Conceder 10 acres, uma mula, um boi e equipamentos para cada fazendeiro falido. Todos que conseguissem trabalhar na terra por 3 anos receberiam a posse definitiva. Trata-se nada mais nada menos que o distributismo que Chesterton defendia tanto, uma forma de ação econômica proposta pelos escolástico na idade média! Três alqueires e uma vaca. Em outras palavras, a economia local, o pequeno. Nem capitalismo, muito menos comunismo, eram capazes de produzir uma sociedade mais equilibrada onde os valores maiores, como justiça, poderiam prosperar. Vejam que Deeds não quer simplesmente distribuir dinheiro para se livrar dele, nem viver das glórias da filantropia. Quer usar o dinheiro com responsabilidade para ajudar realmente as pessoas, o que implica em muito trabalho. Este é o sentido verdadeiro da caridade. Não se trata de esmola, um contrato estava sendo assinado ali entre Deeds e cada fazendeiro, cada um tinha suas obrigações a cumprir.

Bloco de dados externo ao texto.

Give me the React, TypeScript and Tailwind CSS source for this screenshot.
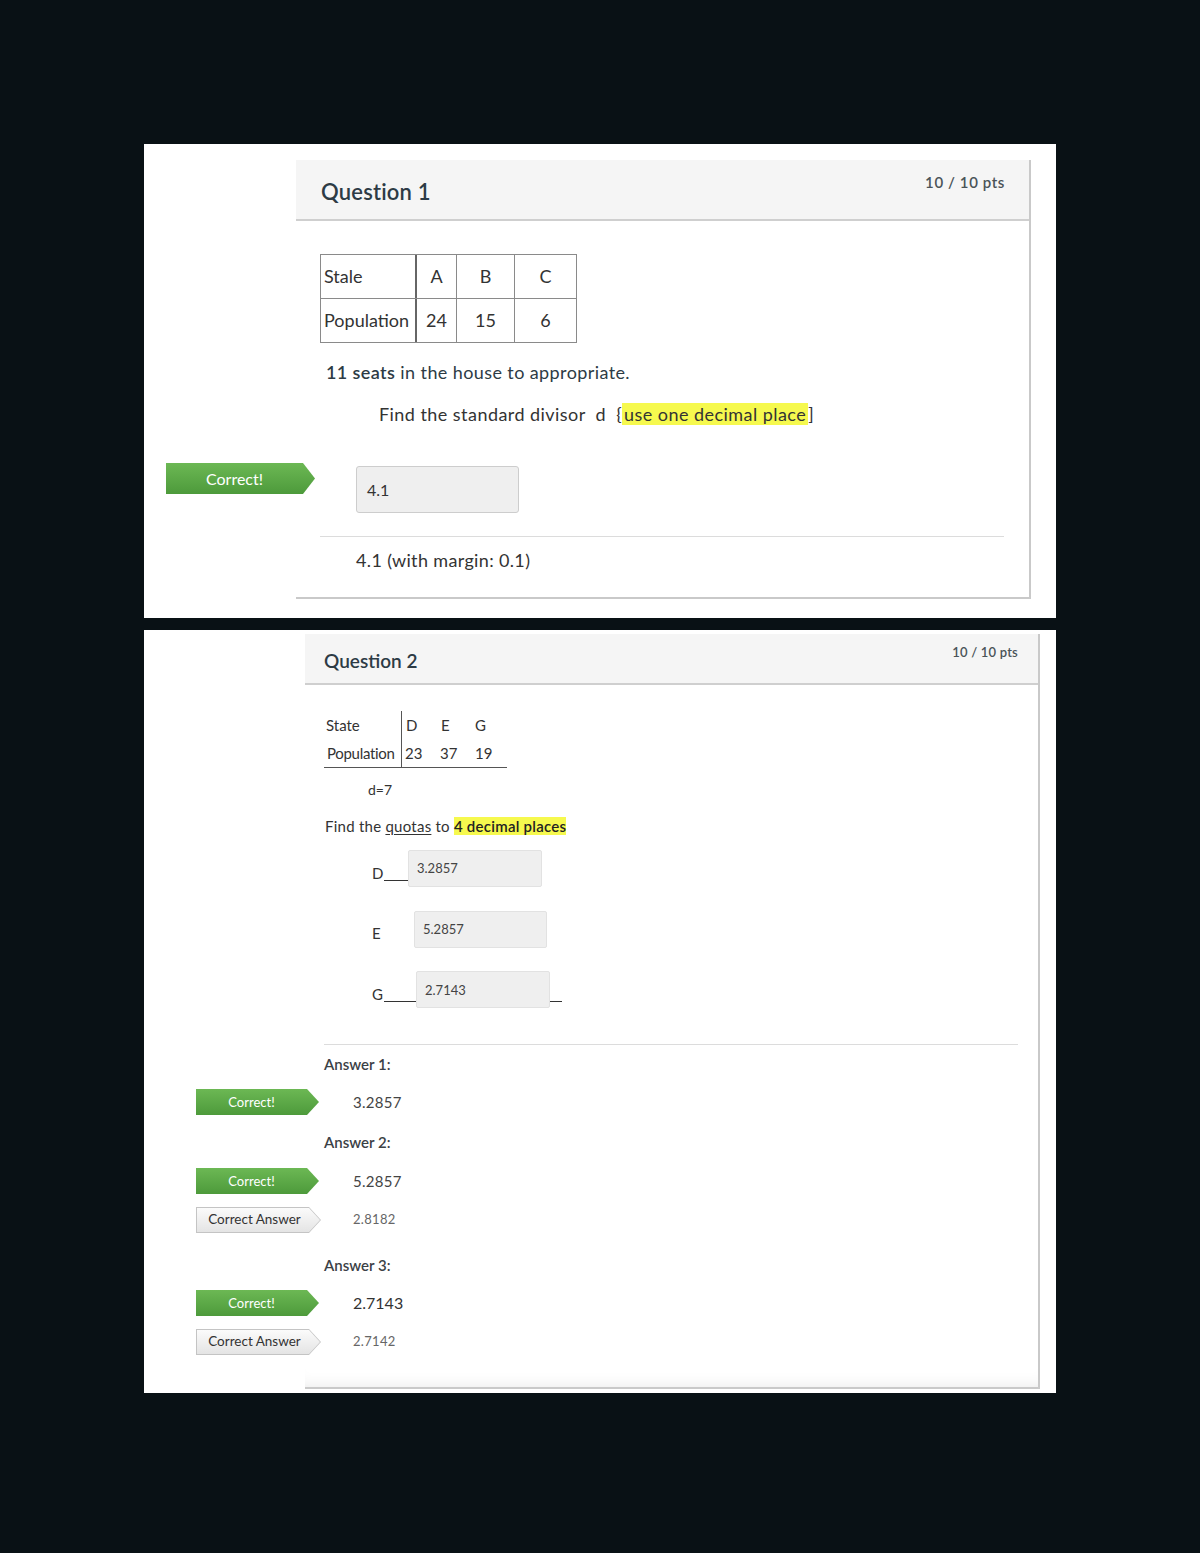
import React from "react";

function GreenBadge({ w, h, tip, size }: { w: number; h: number; tip: number; size: number }) {
  return (
    <div
      className="flex shrink-0 items-center bg-gradient-to-b from-[#6cb854] to-[#4d9a3b] text-white [clip-path:polygon(0_0,calc(100%-12px)_0,100%_50%,calc(100%-12px)_100%,0_100%)]"
      style={{ width: w, height: h, fontSize: size }}
    >
      <span className="block text-center leading-none" style={{ width: w - tip }}>
        Correct!
      </span>
    </div>
  );
}

function GrayBadge() {
  return (
    <div className="flex h-[26px] w-[125px] shrink-0 bg-[#c4c4c4] p-px [clip-path:polygon(0_0,calc(100%-12px)_0,100%_50%,calc(100%-12px)_100%,0_100%)]">
      <div className="flex h-full w-full items-center bg-gradient-to-b from-[#fbfbfb] to-[#e4e4e4] text-[13.5px] text-[#333] [clip-path:polygon(0_0,calc(100%-11px)_0,100%_50%,calc(100%-11px)_100%,0_100%)]">
        <span className="block w-[115px] text-center leading-none">Correct Answer</span>
      </div>
    </div>
  );
}

export default function App() {
  return (
    <div className="min-h-[1553px] w-[1200px] bg-[#091115] pt-[144px] pl-[144px] font-['Lato','Noto_Sans',sans-serif] text-[#2d3b45]">
      {/* Panel 1 */}
      <div className="h-[474px] w-[912px] bg-white pt-[16px] pl-[152px]">
        <div className="w-[735px] border-r-2 border-b-2 border-[#c9c9c9]">
          <div className="flex h-[61px] items-start justify-between border-b-2 border-[#cfcfcf] bg-[#f5f5f5] pl-[25px] pr-[24px]">
            <div className="mt-[18px] text-[22px] leading-[28px] font-semibold tracking-[0.2px] text-[#2d3b45]">Question 1</div>
            <div className="mt-[12px] text-[15px] leading-[20px] font-semibold tracking-[0.6px] text-[#4a5358]">10 / 10 pts</div>
          </div>
          <div className="pl-[24px] pb-[25px]">
            <div className="mt-[33px] flex w-[257px] flex-col border border-[#8a8a8a] text-[18px] text-[#333]">
              <div className="flex h-[44px] border-b border-[#8a8a8a]">
                <div className="flex w-[96px] items-center border-r-2 border-[#666] pl-[3px]">Stale</div>
                <div className="flex w-[40px] items-center justify-center border-r border-[#8a8a8a]">A</div>
                <div className="flex w-[58px] items-center justify-center border-r border-[#8a8a8a]">B</div>
                <div className="flex flex-1 items-center justify-center">C</div>
              </div>
              <div className="flex h-[43px]">
                <div className="flex w-[96px] items-center border-r-2 border-[#666] pl-[3px]">Population</div>
                <div className="flex w-[40px] items-center justify-center border-r border-[#8a8a8a]">24</div>
                <div className="flex w-[58px] items-center justify-center border-r border-[#8a8a8a]">15</div>
                <div className="flex flex-1 items-center justify-center">6</div>
              </div>
            </div>
            <div className="mt-[17px] ml-[6px] text-[18px] leading-[24px] tracking-[0.4px] text-[#2d3b45]">
              <span className="font-semibold">11 seats</span> in the house to appropriate.
            </div>
            <div className="mt-[18px] ml-[59px] text-[18px] leading-[24px] tracking-[0.45px] text-[#333]">
              Find the standard divisor&nbsp; d&nbsp; {"{"}
              <span className="bg-[#f6f94e] px-[2px]">use one decimal place</span>]
            </div>
            <div className="mt-[37px] -ml-[154px] flex items-start">
              <GreenBadge w={149} h={31} tip={12} size={16} />
              <div className="mt-[3px] ml-[41px] flex h-[47px] w-[163px] items-center rounded-[3px] border border-[#cdcdcd] bg-[#efefef] pl-[10px] text-[16px] text-[#333]">
                4.1
              </div>
            </div>
            <div className="mt-[23px] mr-[25px] h-0 border-t border-[#dcdcdc]"></div>
            <div className="mt-[11px] ml-[36px] text-[18px] leading-[24px] tracking-[0.35px] text-[#333]">4.1 (with margin: 0.1)</div>
          </div>
        </div>
      </div>

      {/* Panel 2 */}
      <div className="mt-[12px] h-[763px] w-[912px] bg-white pt-[4px] pl-[161px]">
        <div className="w-[735px] border-r-2 border-b-2 border-[#c9c9c9] shadow-[0_-14px_18px_-16px_rgba(0,0,0,0.12)_inset]">
          <div className="flex h-[51px] items-start justify-between border-b-2 border-[#cfcfcf] bg-[#f5f5f5] pl-[19px] pr-[20px]">
            <div className="mt-[15px] text-[19px] leading-[24px] font-semibold text-[#2d3b45]">Question 2</div>
            <div className="mt-[9px] text-[13px] leading-[18px] font-semibold tracking-[0.2px] text-[#4a5358]">10 / 10 pts</div>
          </div>
          <div className="pl-[19px] pb-[32px]">
            <div className="mt-[26px] w-[183px] border-b border-[#555] text-[15px] text-[#333]">
              <div className="flex h-[28px]">
                <div className="flex w-[78px] items-end border-r border-[#555] pl-[2px] pb-[3px]">State</div>
                <div className="flex w-[34px] items-end pl-[4px] pb-[3px]">D</div>
                <div className="flex w-[34px] items-end pl-[5px] pb-[3px]">E</div>
                <div className="flex items-end pl-[5px] pb-[3px]">G</div>
              </div>
              <div className="flex h-[28px]">
                <div className="flex w-[78px] items-center border-r border-[#555] pl-[3px] tracking-[-0.3px]">Population</div>
                <div className="flex w-[34px] items-center pl-[3px]">23</div>
                <div className="flex w-[34px] items-center pl-[4px]">37</div>
                <div className="flex items-center pl-[5px]">19</div>
              </div>
            </div>
            <div className="mt-[13px] ml-[44px] text-[14px] leading-[18px] text-[#333]">d=7</div>
            <div className="mt-[17px] ml-[1px] text-[15px] leading-[20px] tracking-[0.25px] text-[#333]">
              Find the <span className="underline underline-offset-2">quotas</span> to{" "}
              <span className="bg-[#f6f94e] font-semibold text-[#222]">4 decimal places</span>
            </div>

            <div className="mt-[14px] ml-[48px] flex items-start text-[15px] text-[#333]">
              <div className="mt-[13px] w-[12px] leading-[20px]">D</div>
              <div className="mt-[30px] w-[24px] border-b border-[#333]"></div>
              <div className="flex h-[37px] w-[134px] items-start rounded-[2px] border border-[#e2e2e2] bg-[#efefef] pt-[9px] pl-[8px] text-[13px] leading-[16px] text-[#444]">
                3.2857
              </div>
            </div>
            <div className="mt-[24px] ml-[48px] flex items-start text-[15px] text-[#333]">
              <div className="mt-[12px] w-[42px] leading-[20px]">E</div>
              <div className="flex h-[37px] w-[133px] items-start rounded-[2px] border border-[#e2e2e2] bg-[#efefef] pt-[9px] pl-[8px] text-[13px] leading-[16px] text-[#444]">
                5.2857
              </div>
            </div>
            <div className="mt-[23px] ml-[48px] flex items-start text-[15px] text-[#333]">
              <div className="mt-[13px] w-[12px] leading-[20px]">G</div>
              <div className="mt-[30px] w-[32px] border-b border-[#333]"></div>
              <div className="flex h-[37px] w-[134px] items-start rounded-[2px] border border-[#e2e2e2] bg-[#efefef] pt-[10px] pl-[8px] text-[13px] leading-[16px] text-[#444]">
                2.7143
              </div>
              <div className="mt-[30px] w-[12px] border-b border-[#333]"></div>
            </div>

            <div className="mt-[36px] mr-[20px] h-0 border-t border-[#dcdcdc]"></div>

            <div className="mt-[9px] text-[15px] leading-[20px] font-semibold text-[#3b4146]">Answer 1:</div>
            <div className="mt-[15px] -ml-[128px] flex items-center">
              <GreenBadge w={123} h={26} tip={12} size={13} />
              <div className="ml-[34px] text-[15px] tracking-[0.3px] text-[#444]">3.2857</div>
            </div>

            <div className="mt-[17px] text-[15px] leading-[20px] font-semibold text-[#3b4146]">Answer 2:</div>
            <div className="mt-[16px] -ml-[128px] flex items-center">
              <GreenBadge w={123} h={26} tip={12} size={13} />
              <div className="ml-[34px] text-[15px] tracking-[0.3px] text-[#444]">5.2857</div>
            </div>
            <div className="mt-[13px] -ml-[128px] flex items-center">
              <GrayBadge />
              <div className="ml-[32px] text-[13px] tracking-[0.3px] text-[#666]">2.8182</div>
            </div>

            <div className="mt-[22px] text-[15px] leading-[20px] font-semibold text-[#3b4146]">Answer 3:</div>
            <div className="mt-[15px] -ml-[128px] flex items-center">
              <GreenBadge w={123} h={26} tip={12} size={13} />
              <div className="ml-[34px] text-[16px] text-[#333]">2.7143</div>
            </div>
            <div className="mt-[13px] -ml-[128px] flex items-center">
              <GrayBadge />
              <div className="ml-[32px] text-[13px] tracking-[0.3px] text-[#666]">2.7142</div>
            </div>
          </div>
        </div>
      </div>
    </div>
  );
}
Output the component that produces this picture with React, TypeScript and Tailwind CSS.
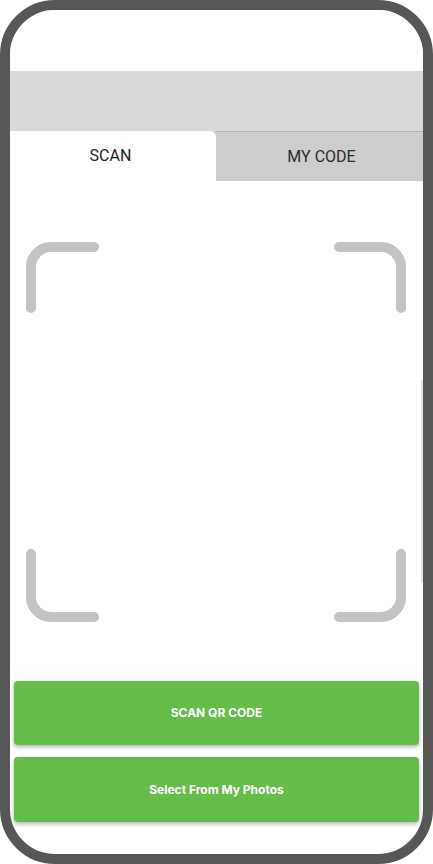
export default function App() {
  return (
    <div className="w-[433px] h-[864px] bg-white">
      <div className="relative w-[433px] h-[864px] rounded-[55px] border-[10px] border-[#575757] bg-white overflow-hidden flex flex-col">
        {/* status area */}
        <div className="h-[61px] shrink-0 bg-white" />

        {/* header */}
        <div className="h-[60px] shrink-0 bg-[#d9d9d9]" />

        {/* tabs */}
        <div className="flex h-[50px] shrink-0 bg-[#cdcdcd] font-['Roboto',sans-serif] text-[16px]">
          <div className="w-[206px] flex items-center justify-center pr-[5px] bg-white rounded-tr-[6px] text-[#222]">
            SCAN
          </div>
          <div className="flex-1 flex items-center justify-center pl-[4px] border-t border-[#aeb7b7] text-[#2a2a2a]">
            MY CODE
          </div>
        </div>

        {/* scan frame */}
        <div className="pt-[61px] pl-[16px]">
          <svg width="381" height="380" viewBox="0 0 381 380" fill="none" stroke="#c4c4c4" strokeWidth="10" strokeLinecap="round">
            <path d="M5 66 V25 A20 20 0 0 1 25 5 H68" />
            <path d="M313 5 H355 A20 20 0 0 1 375 25 V66" />
            <path d="M375 312 V355 A20 20 0 0 1 355 375 H313" />
            <path d="M5 312 V355 A20 20 0 0 0 25 375 H68" />
          </svg>
        </div>

        {/* actions */}
        <div className="mt-[59px] mx-[4px] flex flex-col gap-[12px] font-['Inter',sans-serif] text-[12px] font-bold text-white">
          <button className="h-[64px] rounded-[4px] bg-[#65bc48] shadow-[0_2px_4px_rgba(0,0,0,0.3)]">
            SCAN QR CODE
          </button>
          <button className="h-[65px] rounded-[4px] bg-[#65bc48] shadow-[0_2px_4px_rgba(0,0,0,0.3)]">
            Select From My Photos
          </button>
        </div>

        {/* scroll indicator */}
        <div className="absolute right-0 top-[370px] w-[2px] h-[203px] bg-[#e4e4e4]" />
      </div>
    </div>
  )
}
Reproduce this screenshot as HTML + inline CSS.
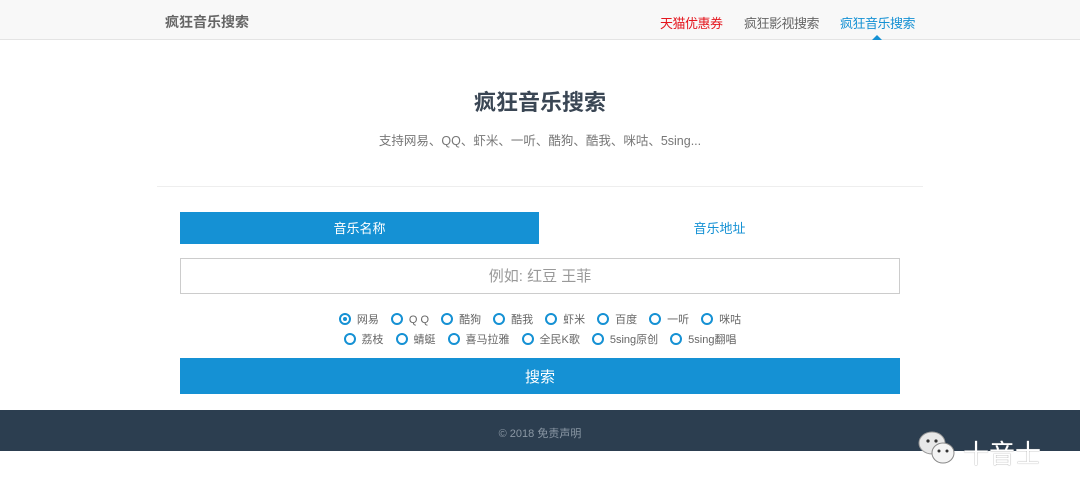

Quase 80 anos depois, com o mundo desenvolvido passando por uma de suas crises periódicas, constato que pouco mudou no panorama mundial. Os governos, especialmente o americano, continua adotando as mesmas práticas keynesianas de Roosevelt, jogando dinheiro do helicóptero para “estimular” a economia.
Capra entendia que o máximo que o governo poderia fazer neste momento era não atrapalhar. Isso significava deixar o dinheiro nas mãos de quem tinha capacidade de realmente ajudar os que necessitavam, através de atividades produtivas, e não retirar dinheiro deles para os que não precisam.
Longfellow Deeds era um tipo realmente curioso. Armado com o bom senso, enfrentou uma sociedade que simplesmente não o compreendia pois não tinha capacidade de identificar os valores maiores que uma sociedade deve ter. Deeds nada mais fazia do que aplicar o amar ao próximo como mandamento máximo, com todas as suas consquências. Se a sociedade era incapaz de compreendê-lo, pior para ela!